> Exercise objective
Check every line of the entries for "code", and copy the lines that hold it.

> Record list
'''
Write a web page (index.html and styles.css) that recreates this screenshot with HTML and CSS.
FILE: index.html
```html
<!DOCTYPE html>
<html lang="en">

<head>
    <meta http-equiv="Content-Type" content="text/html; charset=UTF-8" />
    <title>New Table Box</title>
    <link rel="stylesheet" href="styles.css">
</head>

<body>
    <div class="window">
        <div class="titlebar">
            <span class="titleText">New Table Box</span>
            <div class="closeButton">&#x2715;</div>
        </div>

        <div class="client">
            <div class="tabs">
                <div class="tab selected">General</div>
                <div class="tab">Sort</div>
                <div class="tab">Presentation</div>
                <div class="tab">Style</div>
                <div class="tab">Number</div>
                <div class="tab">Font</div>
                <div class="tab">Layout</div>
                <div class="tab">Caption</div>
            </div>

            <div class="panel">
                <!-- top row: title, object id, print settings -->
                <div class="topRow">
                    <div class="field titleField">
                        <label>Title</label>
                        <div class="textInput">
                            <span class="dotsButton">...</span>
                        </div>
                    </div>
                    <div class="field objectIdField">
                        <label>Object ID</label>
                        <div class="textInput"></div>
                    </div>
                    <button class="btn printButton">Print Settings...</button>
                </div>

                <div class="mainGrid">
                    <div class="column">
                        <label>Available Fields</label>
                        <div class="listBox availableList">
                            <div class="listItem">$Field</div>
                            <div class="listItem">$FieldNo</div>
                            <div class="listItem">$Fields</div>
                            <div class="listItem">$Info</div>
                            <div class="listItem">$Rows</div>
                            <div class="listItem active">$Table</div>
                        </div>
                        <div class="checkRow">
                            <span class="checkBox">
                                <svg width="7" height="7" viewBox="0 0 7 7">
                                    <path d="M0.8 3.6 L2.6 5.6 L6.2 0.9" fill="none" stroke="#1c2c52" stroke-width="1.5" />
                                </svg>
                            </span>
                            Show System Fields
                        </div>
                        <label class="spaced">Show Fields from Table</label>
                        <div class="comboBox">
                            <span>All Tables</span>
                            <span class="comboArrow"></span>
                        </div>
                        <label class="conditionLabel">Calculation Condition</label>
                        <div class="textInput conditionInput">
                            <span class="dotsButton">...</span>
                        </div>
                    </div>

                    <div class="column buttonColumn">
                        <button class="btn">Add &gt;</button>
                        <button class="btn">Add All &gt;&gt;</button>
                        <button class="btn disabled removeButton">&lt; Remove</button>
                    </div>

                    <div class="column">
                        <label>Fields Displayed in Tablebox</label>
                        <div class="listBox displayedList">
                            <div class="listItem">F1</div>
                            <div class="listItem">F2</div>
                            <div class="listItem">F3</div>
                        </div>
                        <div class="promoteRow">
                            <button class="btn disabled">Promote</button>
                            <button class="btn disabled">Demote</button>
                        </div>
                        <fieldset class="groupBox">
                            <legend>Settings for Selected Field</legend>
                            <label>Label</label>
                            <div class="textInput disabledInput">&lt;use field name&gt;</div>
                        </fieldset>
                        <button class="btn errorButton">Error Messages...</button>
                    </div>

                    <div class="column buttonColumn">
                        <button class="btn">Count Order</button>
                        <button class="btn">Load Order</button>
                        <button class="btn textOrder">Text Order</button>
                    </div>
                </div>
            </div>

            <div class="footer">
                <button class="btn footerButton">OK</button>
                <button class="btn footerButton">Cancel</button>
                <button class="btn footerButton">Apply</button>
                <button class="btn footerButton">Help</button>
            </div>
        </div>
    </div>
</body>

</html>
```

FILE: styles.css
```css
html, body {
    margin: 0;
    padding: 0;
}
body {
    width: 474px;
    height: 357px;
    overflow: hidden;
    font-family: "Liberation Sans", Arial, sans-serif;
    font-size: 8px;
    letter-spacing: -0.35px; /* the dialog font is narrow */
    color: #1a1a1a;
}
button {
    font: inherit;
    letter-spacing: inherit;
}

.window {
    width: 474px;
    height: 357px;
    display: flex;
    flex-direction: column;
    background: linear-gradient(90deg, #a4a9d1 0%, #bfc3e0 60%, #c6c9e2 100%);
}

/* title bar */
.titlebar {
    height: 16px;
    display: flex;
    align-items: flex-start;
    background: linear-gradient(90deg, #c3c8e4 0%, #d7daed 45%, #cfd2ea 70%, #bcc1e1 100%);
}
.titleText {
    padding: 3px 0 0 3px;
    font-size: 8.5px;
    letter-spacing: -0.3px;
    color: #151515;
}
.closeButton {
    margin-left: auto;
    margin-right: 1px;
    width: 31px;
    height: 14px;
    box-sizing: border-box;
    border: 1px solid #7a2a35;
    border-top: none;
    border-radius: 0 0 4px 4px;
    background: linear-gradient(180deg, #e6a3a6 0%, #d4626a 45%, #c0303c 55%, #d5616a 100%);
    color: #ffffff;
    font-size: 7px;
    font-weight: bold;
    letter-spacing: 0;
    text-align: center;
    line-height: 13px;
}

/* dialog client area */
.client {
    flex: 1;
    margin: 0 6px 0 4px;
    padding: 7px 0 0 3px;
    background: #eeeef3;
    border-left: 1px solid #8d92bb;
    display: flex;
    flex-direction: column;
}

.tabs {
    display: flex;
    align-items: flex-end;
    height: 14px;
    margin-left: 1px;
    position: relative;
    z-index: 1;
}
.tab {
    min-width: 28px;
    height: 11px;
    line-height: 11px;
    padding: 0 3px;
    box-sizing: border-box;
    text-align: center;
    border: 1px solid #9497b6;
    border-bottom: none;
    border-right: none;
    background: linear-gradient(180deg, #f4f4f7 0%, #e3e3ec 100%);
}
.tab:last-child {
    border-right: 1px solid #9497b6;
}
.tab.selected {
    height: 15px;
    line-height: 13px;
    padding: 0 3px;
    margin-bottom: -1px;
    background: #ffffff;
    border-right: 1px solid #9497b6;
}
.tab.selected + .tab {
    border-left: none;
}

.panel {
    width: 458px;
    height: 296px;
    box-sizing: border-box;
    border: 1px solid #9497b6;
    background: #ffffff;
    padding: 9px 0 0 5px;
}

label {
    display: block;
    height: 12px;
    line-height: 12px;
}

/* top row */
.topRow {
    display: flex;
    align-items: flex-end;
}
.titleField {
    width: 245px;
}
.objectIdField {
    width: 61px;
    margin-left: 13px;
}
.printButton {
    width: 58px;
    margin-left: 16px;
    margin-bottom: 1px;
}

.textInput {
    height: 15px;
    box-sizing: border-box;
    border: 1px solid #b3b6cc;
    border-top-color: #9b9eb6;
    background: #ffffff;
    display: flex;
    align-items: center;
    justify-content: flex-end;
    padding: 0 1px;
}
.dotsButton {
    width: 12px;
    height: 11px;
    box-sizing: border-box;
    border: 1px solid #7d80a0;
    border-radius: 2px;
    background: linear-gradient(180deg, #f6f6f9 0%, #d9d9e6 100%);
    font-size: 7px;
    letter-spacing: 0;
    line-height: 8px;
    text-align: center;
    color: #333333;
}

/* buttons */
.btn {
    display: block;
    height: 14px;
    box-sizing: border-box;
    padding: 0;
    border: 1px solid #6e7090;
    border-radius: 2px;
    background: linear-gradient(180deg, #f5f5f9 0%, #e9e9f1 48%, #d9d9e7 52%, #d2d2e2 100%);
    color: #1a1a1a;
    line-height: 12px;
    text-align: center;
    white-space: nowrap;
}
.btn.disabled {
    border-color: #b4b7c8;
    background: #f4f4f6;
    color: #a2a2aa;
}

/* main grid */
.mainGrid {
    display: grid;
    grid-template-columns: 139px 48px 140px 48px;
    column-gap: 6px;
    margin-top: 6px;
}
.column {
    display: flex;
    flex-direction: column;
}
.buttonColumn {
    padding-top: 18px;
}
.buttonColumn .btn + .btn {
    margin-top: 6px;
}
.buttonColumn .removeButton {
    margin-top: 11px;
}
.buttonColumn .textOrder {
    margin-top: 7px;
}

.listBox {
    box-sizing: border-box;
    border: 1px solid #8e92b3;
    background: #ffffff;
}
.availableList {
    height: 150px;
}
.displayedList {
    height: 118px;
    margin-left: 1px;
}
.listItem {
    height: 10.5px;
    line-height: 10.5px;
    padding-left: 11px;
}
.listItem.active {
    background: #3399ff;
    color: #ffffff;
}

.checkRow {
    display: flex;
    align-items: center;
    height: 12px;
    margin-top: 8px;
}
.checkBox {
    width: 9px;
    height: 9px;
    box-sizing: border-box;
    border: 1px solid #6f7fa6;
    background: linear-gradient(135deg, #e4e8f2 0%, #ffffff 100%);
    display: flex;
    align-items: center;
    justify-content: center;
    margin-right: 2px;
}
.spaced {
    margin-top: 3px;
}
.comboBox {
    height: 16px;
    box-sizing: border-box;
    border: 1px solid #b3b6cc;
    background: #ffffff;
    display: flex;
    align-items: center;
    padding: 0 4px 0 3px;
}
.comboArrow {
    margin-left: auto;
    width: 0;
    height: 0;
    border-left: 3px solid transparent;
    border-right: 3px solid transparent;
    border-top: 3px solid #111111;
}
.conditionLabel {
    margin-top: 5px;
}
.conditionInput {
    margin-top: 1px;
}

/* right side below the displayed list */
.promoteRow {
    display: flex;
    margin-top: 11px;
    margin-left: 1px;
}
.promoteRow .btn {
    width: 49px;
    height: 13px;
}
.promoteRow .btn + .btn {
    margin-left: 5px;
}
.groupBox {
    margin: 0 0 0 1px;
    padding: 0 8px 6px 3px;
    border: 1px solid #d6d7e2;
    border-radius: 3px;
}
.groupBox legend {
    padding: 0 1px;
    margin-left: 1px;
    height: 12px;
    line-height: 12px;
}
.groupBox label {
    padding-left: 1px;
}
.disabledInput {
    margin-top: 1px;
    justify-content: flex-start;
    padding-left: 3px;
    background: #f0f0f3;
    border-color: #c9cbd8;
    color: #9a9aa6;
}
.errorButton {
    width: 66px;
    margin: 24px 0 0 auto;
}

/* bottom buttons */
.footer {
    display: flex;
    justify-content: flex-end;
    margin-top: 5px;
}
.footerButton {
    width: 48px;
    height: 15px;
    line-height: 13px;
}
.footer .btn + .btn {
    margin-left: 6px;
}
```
'''
'''
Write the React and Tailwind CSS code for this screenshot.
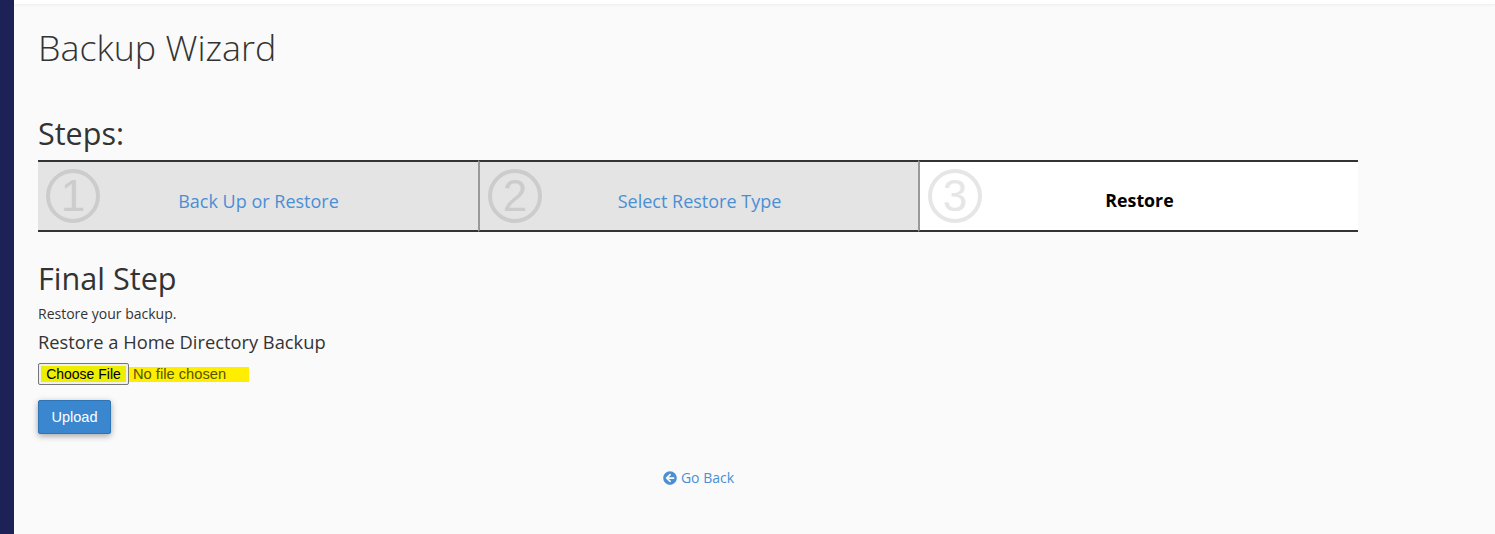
'''
'''
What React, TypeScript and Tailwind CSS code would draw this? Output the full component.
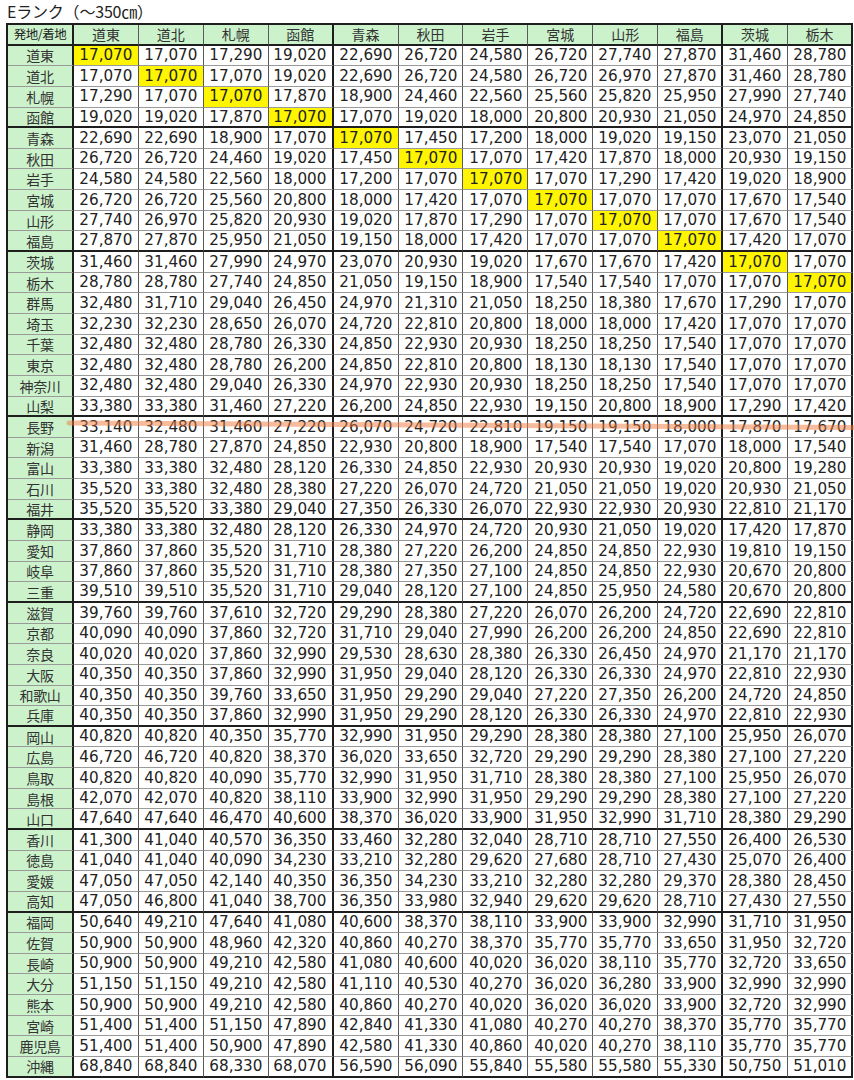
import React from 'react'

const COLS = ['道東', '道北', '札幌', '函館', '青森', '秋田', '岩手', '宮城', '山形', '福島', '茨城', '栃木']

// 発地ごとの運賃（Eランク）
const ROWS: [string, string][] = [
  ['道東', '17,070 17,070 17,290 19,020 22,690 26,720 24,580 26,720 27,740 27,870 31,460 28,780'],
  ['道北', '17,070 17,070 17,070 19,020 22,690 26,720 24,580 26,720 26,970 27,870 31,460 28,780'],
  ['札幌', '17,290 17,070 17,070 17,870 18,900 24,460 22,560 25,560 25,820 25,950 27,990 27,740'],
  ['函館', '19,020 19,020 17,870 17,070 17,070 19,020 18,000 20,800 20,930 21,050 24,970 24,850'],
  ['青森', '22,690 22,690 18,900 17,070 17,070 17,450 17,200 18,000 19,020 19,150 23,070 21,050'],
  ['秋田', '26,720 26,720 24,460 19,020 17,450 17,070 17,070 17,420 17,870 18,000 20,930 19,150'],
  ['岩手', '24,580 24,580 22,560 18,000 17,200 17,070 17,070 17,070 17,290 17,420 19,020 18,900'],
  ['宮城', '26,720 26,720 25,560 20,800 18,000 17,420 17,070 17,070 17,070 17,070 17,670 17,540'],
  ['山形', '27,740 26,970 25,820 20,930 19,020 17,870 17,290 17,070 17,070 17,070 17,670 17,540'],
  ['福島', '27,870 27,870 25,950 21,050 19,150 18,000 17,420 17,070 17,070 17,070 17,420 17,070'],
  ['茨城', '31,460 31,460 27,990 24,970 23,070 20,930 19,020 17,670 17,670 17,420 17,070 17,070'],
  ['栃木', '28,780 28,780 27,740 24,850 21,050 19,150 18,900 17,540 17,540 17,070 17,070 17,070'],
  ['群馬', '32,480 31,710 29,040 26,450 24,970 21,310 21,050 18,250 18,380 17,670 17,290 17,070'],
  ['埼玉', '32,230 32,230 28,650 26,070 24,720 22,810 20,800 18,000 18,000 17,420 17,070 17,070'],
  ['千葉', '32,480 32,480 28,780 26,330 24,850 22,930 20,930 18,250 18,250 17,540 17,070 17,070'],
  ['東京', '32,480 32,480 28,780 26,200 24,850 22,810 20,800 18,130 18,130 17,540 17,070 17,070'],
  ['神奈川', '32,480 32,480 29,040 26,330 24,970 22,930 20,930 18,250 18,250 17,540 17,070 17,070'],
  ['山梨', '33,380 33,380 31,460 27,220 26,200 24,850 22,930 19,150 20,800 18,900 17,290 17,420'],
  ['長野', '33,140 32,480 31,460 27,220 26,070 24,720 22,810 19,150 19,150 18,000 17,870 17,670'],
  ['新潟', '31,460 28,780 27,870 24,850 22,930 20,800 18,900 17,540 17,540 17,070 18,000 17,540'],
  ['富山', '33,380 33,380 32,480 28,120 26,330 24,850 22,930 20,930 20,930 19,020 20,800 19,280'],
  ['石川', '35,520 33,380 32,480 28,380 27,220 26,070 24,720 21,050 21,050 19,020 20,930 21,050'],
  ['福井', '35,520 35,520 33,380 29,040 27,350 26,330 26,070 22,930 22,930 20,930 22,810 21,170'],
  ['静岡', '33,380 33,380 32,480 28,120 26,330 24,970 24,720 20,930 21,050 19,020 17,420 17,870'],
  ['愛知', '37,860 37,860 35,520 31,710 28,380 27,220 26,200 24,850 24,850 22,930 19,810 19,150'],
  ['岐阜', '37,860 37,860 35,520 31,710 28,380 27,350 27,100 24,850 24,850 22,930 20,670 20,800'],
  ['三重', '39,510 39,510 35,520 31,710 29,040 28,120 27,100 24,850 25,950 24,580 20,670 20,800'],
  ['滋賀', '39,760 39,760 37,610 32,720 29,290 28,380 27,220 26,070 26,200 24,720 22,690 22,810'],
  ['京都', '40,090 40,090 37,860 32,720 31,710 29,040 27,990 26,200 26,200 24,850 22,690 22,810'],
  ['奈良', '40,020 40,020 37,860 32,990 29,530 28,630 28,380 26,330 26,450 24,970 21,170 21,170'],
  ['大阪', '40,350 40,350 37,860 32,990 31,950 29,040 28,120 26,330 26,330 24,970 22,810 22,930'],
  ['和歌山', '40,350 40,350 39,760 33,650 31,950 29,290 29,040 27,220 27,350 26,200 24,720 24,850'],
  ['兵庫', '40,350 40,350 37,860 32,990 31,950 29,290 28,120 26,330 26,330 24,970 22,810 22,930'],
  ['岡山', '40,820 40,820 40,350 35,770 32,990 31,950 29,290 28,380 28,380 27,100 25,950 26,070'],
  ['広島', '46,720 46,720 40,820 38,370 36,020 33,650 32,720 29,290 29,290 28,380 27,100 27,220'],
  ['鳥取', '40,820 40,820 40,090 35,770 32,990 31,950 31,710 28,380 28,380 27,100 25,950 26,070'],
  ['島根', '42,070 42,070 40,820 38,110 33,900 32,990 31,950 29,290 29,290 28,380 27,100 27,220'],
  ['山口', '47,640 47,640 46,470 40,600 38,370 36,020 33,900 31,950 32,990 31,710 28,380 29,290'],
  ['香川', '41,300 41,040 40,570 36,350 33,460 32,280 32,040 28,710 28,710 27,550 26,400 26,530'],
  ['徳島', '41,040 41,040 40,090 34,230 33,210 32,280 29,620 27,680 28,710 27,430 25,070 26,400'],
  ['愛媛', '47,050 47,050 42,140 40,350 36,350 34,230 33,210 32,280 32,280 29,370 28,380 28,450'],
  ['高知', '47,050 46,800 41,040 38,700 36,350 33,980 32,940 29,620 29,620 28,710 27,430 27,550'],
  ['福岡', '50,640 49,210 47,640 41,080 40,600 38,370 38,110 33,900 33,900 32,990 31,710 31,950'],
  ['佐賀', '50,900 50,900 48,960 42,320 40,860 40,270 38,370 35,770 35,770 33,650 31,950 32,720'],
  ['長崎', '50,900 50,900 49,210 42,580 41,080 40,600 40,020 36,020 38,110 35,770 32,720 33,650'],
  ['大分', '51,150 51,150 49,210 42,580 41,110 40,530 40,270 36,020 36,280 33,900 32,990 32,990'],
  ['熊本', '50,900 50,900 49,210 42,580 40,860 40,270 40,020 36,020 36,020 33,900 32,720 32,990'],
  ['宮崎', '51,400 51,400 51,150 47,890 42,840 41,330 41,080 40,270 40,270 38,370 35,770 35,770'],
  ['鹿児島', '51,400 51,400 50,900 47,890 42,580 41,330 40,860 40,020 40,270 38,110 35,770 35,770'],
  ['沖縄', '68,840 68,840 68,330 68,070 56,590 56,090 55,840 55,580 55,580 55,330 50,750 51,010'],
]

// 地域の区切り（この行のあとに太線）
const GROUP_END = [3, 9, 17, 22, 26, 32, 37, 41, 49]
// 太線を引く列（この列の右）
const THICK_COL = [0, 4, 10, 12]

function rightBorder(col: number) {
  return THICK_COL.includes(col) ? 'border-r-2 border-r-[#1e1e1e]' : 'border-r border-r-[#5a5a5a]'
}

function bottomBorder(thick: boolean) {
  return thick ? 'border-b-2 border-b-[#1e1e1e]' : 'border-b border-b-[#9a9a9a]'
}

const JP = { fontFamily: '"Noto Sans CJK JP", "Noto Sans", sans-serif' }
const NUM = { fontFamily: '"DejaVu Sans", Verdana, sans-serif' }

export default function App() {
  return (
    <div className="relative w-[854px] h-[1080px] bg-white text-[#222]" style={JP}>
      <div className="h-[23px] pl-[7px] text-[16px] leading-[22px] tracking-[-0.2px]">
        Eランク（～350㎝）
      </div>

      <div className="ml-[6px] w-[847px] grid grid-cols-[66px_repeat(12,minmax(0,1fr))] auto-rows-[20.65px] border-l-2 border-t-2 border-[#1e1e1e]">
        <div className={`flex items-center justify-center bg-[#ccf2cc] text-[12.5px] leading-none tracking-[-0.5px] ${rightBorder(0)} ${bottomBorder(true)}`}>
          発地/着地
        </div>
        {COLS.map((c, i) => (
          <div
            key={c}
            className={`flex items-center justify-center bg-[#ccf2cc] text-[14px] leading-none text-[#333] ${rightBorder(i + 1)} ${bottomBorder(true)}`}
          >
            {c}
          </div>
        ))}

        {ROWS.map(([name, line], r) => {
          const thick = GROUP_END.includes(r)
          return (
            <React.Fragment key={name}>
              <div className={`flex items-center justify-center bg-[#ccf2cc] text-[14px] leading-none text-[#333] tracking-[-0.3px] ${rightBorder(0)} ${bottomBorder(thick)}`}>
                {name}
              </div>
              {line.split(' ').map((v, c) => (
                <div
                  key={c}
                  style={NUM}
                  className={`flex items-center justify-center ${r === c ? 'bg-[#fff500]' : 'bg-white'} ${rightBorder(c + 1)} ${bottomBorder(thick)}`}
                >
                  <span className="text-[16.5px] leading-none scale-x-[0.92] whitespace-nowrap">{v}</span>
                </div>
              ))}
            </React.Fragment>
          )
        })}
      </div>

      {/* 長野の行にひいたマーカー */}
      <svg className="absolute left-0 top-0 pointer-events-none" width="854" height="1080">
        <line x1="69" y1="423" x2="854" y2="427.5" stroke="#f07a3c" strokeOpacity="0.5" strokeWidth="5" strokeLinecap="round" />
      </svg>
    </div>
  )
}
'''
> Full output
Write the React and Tailwind CSS code for this screenshot.
What React, TypeScript and Tailwind CSS code would draw this? Output the full component.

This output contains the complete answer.